Wire – Nine Sevens (9×7”)

This seven-inch box set captures Wire’s first golden period, from 1977 to 1980. Their first eight singles are freshly remastered, complete with original sleeve designs, and the ninth seven-inch is an EP originally given away with the 154 album back in 1979. The singles track Wire’s transition from punk pioneers, with songs like ‘Mannequin’ and ‘12XU’, to their denser, post-punk sound of songs like ‘Outdoor Miner’ and the incredible ‘Map Ref. 41°N 93°W’. Wire are one of the most essential and influential bands of their era, and it is easy to see why from the songs on this box set.

Wu-Tang Clan – Enter The Wu-Tang: 36 Chambers (cassette)

Something about the cassette medium works so well with lo-fi music, and …36 Chambersdusty beats, noisy samples and dark flows can only be enhanced by lovely tape hiss and saturation. Wu-Tang’s seminal 1993 debut album put them at the forefront of the harder, grittier side of hip-hop, and has become a classic that is well worth revisiting. …36 Chambers is one of only a handful of cassette releases this year, although the format is growing in popularity every year.

Tom Waits – Orphans (3xLP)

This vinyl re-issue of is spread across three separate LPs, entitled Bawlers, Brawlers and Bastards. The trilogy takes elements from Waits’ various different sounds from across his post-Asylum Records career, and makes for a very interesting, often disturbing listen. Bawlers is sleazy blues, Brawlers is more akin to the piano-based bar balladeering of 1976’s Small Change, whereas Bastards is a jagged, experimental stroke of genius. The set is a highlight of Waits’ more recent career, and a great example of his ability to subvert a whole range of styles. Presented on blue, red, and grey vinyl respectively.

Prince – 1999 (LP)

Prince’s iconic 1999 has been unavailable on single vinyl since 1984. This “European version” of the album comes with the original alternative cover artwork and “eye” picture label. Limited to 13,000 copies, this is likely to be a highly sought-after release, and worth it for tunes as big as ‘Little Red Corvette’ and ‘Let’s Pretend We’re Married’.

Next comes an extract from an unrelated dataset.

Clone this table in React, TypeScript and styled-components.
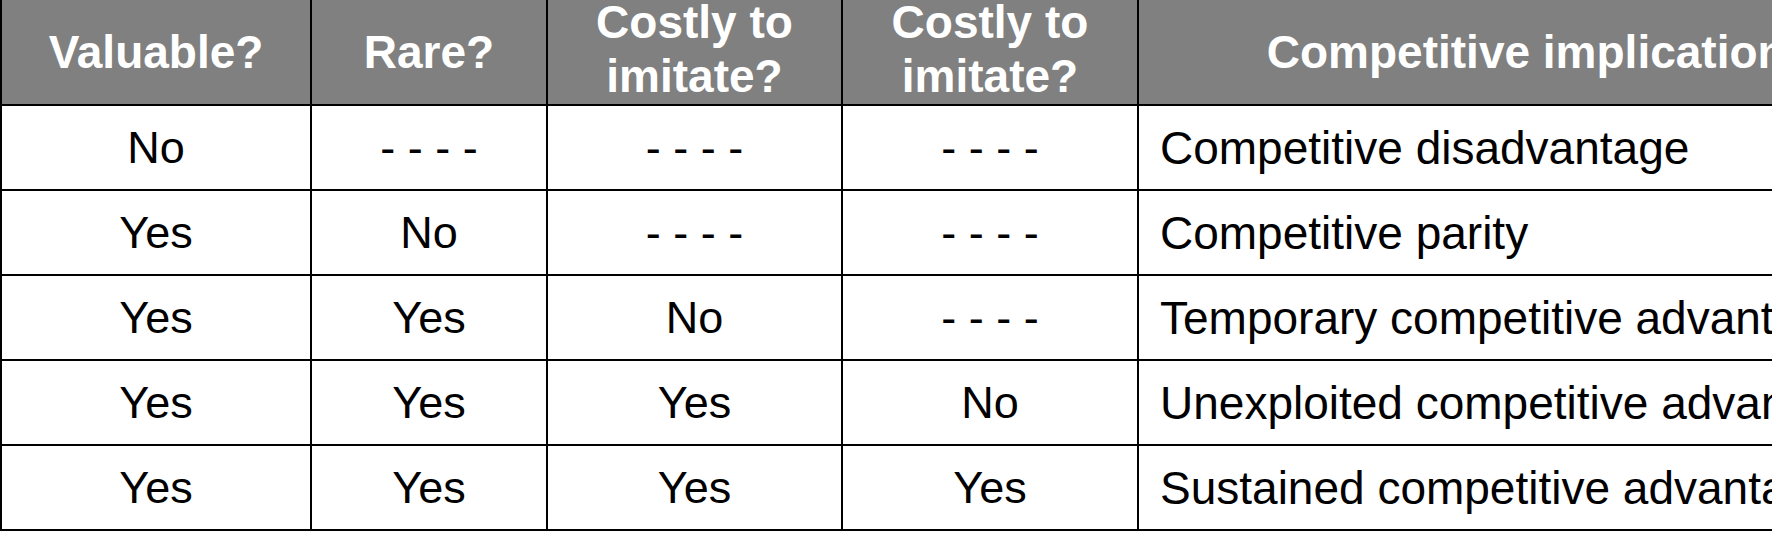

Snapped Ankles – Violations (LP)

An intriguing LP from one of the most exciting new electro-punk bands around. London’s most motorik sons attempt to cover, or “violate”, songs by Can, The Fugs and Comateens, amongst others. One track has been teased on Snapped Ankles’ Bandcamp page, a wonderful version of the Fugs’ ‘CIA Man’ reworked into ‘NSA Man’, the lyrics updated to reflect our current state of unrelenting surveillance. This is what Record Store Day is all about – bands having fun with new material to support independent shops. Released on white 12” vinyl.

Miles Davis – Rubberband (EP)

Originally recorded in 1985, the Rubberband LP will finally see a full release this autumn. In the meantime, this four-track EP will give us a taste of what is to come. Remixed and remastered by its original producers, the album features a radical departure from Davis’ established sound. Funk grooves and soul influences, hinted at in 1986’s Tutu, will be complimented by overdubbed vocals from modern R&B singer Lesidi. Hopefully Rubberband won’t fall short in the way that so many posthumous reconstructions of old recordings do – Michael Jackson’s Xscape and Elvis’ Christmas Duets being the prime suspects – and respectfully add a genuinely interesting new work to Davis’ already breathtaking discography.

The Rolling Stones – Their Satanic Majesties Request (LP)

This bizarre, much-maligned classic from 1967 certainly split opinions. Released as the Stones’ answer to Sgt. Peppers’…, the band quickly and unfairly disowned the album. It captures the band breaking from their signature rock ’n’ roll sound, incorporating trippy psychedelic noises, groovy percussion and garage-rock looseness. After becoming something of a cult classic, Satanic Majesties… has gone on to influence the likes of The Damned and Danse Society, who have both covered songs from it. What better way could there be to re-evaluate this often-misunderstood oddity than on remastered clear vinyl with suitably psychedelic lenticular cover artwork?

Run The Jewels – Stay Gold Collectors Edition (box set)

Lavish, excessive and unique releases is what makes people love Record Store Day, and with this RTJ release, well – where to begin? Housed in a metal box comes a 12” EP of remixes and new material on clear, etched vinyl, custom artwork from Marvel comics, an RTJ slipmat, and a poster, all with room left to store your copies of all three RTJ albums as well as the soon-to-be-released Run The Jewels 4. Phew! Limited to a very exclusive 5,000 copies, this is certainly going to be difficult to get your hands on. Queue up early for this one.